CBK’s Prime Ministers were (successively) Sirima Bandaranaike and Mahinda Rajapaksa.
AKD is enmeshed in a draining foreign debt repayment crisis which will intensify in 2027-8; CBK wasn’t.
CBK was re-elected also because the sole available alternative was Ranil, not a Karu-led UNP.
Sri Lankans today have at least two Oppositional options. This not being Pakistan, one doubts that the judicial excision of Imran Khan can be repeated on Namal Rajapaksa. Even if SP-SJB remain “in denial”, a CBK-style second term for AKD or the NPP (even with Harini as Hillary Clinton or Kamala Harris) is highly improbable.
SJB’s Colombo District leader
Mawrata, the politically punchy, well-informed e-paper run by veteran journalists Thushara Gunaratne and Upul Joseph Fernando, known to be sympathetic to the SJB, carries a fascinating paragraph in the political column of its latest edition under the subhead “Who is SJB beneficiary?”:
“…Information has now been received by the ‘Inside Politics’ column about another special matter.
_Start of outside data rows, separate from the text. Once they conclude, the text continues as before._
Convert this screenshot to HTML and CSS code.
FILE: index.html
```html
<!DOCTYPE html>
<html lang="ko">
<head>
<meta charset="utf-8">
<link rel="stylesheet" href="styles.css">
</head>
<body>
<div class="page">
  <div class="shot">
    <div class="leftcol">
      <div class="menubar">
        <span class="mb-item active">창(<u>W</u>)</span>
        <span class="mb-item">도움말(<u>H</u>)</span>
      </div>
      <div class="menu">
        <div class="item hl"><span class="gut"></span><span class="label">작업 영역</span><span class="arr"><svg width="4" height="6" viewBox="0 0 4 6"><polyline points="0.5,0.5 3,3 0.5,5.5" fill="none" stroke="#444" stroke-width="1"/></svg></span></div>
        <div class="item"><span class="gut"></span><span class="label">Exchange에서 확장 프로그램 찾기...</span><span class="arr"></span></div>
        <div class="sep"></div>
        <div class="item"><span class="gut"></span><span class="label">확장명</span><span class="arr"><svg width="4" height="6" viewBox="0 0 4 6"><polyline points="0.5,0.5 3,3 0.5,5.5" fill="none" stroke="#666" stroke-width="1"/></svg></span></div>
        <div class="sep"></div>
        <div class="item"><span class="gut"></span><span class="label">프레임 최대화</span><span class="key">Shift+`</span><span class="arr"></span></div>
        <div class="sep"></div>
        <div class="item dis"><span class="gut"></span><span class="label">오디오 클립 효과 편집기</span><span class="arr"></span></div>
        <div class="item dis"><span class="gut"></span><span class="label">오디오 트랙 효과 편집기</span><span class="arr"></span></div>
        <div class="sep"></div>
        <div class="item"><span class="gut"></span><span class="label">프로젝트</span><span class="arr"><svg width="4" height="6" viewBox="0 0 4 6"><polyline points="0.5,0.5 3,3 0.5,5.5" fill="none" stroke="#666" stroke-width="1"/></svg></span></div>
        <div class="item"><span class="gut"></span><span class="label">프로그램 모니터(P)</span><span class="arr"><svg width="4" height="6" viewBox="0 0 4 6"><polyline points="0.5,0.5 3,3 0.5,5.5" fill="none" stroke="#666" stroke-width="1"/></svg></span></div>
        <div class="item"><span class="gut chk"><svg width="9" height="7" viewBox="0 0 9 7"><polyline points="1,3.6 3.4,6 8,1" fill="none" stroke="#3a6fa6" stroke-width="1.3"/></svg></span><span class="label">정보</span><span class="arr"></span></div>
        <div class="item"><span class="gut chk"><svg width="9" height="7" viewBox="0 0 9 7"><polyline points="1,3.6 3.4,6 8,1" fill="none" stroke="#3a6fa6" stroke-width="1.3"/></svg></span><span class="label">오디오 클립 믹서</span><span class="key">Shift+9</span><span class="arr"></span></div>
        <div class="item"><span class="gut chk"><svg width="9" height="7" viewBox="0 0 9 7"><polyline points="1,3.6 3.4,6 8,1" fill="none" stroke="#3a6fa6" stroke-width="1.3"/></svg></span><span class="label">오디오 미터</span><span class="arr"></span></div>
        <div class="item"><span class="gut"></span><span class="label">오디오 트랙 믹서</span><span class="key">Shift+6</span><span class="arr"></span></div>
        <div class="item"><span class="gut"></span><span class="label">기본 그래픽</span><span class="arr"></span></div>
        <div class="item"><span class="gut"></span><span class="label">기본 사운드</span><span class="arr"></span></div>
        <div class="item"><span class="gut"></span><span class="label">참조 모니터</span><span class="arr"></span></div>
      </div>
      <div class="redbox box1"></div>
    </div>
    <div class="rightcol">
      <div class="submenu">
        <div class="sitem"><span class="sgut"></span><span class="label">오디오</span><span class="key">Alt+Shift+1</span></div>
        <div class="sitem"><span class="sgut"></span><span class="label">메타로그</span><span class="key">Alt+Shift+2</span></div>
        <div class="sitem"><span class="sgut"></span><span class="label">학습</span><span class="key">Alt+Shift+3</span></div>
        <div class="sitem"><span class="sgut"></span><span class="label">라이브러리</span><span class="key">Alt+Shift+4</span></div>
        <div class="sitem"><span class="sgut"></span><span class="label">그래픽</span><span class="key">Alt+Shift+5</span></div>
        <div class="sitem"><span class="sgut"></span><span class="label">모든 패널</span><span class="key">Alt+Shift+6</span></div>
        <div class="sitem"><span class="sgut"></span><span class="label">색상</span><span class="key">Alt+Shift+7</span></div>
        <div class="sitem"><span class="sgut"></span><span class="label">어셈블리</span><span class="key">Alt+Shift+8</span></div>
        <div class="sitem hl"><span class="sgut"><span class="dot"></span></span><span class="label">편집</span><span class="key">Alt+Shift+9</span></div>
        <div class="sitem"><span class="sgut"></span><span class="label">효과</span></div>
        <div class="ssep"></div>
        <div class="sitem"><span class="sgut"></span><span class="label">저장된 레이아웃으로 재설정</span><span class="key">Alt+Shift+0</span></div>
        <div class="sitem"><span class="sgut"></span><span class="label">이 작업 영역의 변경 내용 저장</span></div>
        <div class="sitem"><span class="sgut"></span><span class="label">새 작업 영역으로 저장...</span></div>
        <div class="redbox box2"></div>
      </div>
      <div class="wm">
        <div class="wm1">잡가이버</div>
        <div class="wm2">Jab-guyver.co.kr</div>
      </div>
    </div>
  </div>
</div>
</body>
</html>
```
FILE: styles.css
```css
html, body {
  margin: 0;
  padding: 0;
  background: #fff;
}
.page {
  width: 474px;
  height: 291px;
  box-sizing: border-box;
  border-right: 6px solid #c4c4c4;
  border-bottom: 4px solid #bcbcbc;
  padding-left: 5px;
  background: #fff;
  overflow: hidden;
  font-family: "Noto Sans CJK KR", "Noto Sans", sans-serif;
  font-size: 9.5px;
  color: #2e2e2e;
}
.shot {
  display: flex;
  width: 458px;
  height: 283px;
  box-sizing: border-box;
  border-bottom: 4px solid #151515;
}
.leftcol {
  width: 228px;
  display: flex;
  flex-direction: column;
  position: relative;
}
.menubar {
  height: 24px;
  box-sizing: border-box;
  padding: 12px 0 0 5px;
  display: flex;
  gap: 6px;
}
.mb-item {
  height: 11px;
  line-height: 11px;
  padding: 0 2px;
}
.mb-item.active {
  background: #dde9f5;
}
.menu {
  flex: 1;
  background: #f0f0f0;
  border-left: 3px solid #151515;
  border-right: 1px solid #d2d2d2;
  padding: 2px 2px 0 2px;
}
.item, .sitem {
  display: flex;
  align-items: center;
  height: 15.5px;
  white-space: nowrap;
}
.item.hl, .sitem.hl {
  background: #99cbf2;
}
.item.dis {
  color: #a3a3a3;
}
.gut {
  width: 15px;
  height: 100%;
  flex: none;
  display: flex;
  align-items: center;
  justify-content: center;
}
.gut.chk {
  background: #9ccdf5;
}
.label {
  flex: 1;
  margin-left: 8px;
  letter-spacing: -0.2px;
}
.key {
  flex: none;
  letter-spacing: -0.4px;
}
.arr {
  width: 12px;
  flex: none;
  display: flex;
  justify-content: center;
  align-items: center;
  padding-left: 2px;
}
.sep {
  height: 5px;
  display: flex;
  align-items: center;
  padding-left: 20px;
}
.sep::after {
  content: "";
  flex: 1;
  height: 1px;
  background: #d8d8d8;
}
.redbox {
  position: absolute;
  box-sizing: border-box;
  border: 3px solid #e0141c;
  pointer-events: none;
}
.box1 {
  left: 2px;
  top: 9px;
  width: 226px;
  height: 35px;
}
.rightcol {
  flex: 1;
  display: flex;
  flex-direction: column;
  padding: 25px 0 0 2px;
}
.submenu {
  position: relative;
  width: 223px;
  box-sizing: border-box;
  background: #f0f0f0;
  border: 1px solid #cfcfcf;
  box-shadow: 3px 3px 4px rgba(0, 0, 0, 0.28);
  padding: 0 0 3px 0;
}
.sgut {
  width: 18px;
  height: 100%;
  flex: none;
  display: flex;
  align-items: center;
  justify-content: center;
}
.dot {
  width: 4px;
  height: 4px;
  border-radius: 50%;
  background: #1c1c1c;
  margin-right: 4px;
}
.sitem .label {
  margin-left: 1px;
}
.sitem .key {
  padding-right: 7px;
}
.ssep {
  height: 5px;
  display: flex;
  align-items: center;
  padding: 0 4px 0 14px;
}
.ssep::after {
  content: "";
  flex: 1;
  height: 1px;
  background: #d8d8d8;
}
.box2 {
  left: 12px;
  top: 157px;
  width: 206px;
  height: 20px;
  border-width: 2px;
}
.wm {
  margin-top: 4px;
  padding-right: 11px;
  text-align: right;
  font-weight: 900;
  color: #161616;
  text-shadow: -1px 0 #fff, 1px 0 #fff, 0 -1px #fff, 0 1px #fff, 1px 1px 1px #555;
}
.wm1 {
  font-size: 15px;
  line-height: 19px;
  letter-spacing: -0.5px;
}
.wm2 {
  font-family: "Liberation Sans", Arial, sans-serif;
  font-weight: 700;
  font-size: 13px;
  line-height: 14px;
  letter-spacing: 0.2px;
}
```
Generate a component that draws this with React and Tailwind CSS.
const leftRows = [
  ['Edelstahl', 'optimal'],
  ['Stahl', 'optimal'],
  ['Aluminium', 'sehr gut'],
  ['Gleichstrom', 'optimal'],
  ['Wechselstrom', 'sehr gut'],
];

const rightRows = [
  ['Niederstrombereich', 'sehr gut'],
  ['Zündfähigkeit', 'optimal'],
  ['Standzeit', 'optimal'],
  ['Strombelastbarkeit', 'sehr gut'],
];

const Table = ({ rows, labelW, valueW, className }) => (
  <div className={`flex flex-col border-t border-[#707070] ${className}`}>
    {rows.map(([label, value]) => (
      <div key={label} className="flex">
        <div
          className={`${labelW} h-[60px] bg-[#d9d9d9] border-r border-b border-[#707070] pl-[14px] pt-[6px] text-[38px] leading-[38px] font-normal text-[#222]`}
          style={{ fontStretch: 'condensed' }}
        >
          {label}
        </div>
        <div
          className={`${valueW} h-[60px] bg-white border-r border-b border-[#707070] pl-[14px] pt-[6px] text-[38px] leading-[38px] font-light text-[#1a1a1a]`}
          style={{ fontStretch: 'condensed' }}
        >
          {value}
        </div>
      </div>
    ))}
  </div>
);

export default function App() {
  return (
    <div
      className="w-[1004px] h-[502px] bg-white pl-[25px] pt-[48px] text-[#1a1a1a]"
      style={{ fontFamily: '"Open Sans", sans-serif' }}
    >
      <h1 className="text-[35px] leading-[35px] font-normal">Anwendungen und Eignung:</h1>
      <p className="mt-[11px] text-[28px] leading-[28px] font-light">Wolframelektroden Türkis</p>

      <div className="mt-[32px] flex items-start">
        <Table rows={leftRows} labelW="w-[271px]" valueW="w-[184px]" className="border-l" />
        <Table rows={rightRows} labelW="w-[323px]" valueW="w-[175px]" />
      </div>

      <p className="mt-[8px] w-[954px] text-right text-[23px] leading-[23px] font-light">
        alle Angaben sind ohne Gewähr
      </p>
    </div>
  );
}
That is, instead of presenting SJB leader Sajith Premadasa as the SJB candidate in the 2024 Presidential Election, the ‘US Aid’ has spent a large amount of money since 2019 to make another prominent MP from the opposition, who is said to be educated, as the Presidential candidate. Through this, it is identified that this MP has been given a large amount of money to seize the SJB leadership, destroy the image of SJB leader Sajith, and enhance this MP’s image.” (https://mawratanews.lk/news/62596/)
Though Dr. Harsha de Silva whinges on camera that he should have been made the SJB’s Colombo District leader but wasn’t, he clocked a 5-digit vote to Sajith’s 6-digit vote at the parliamentary election. Sajith came first by 64,000 votes more than Harsha.
Harsha has already applauded AKD’s rose-tinted Ranilian Budget on X, for “embracing economic liberalization”. He “sees it as a victory”.
The SJB’s highest vote-getter in Colombo is logically the party’s Colombo District leader. Colombo’s SJB voters can be proud that their leader is not only the party leader but also the Leader of the Opposition.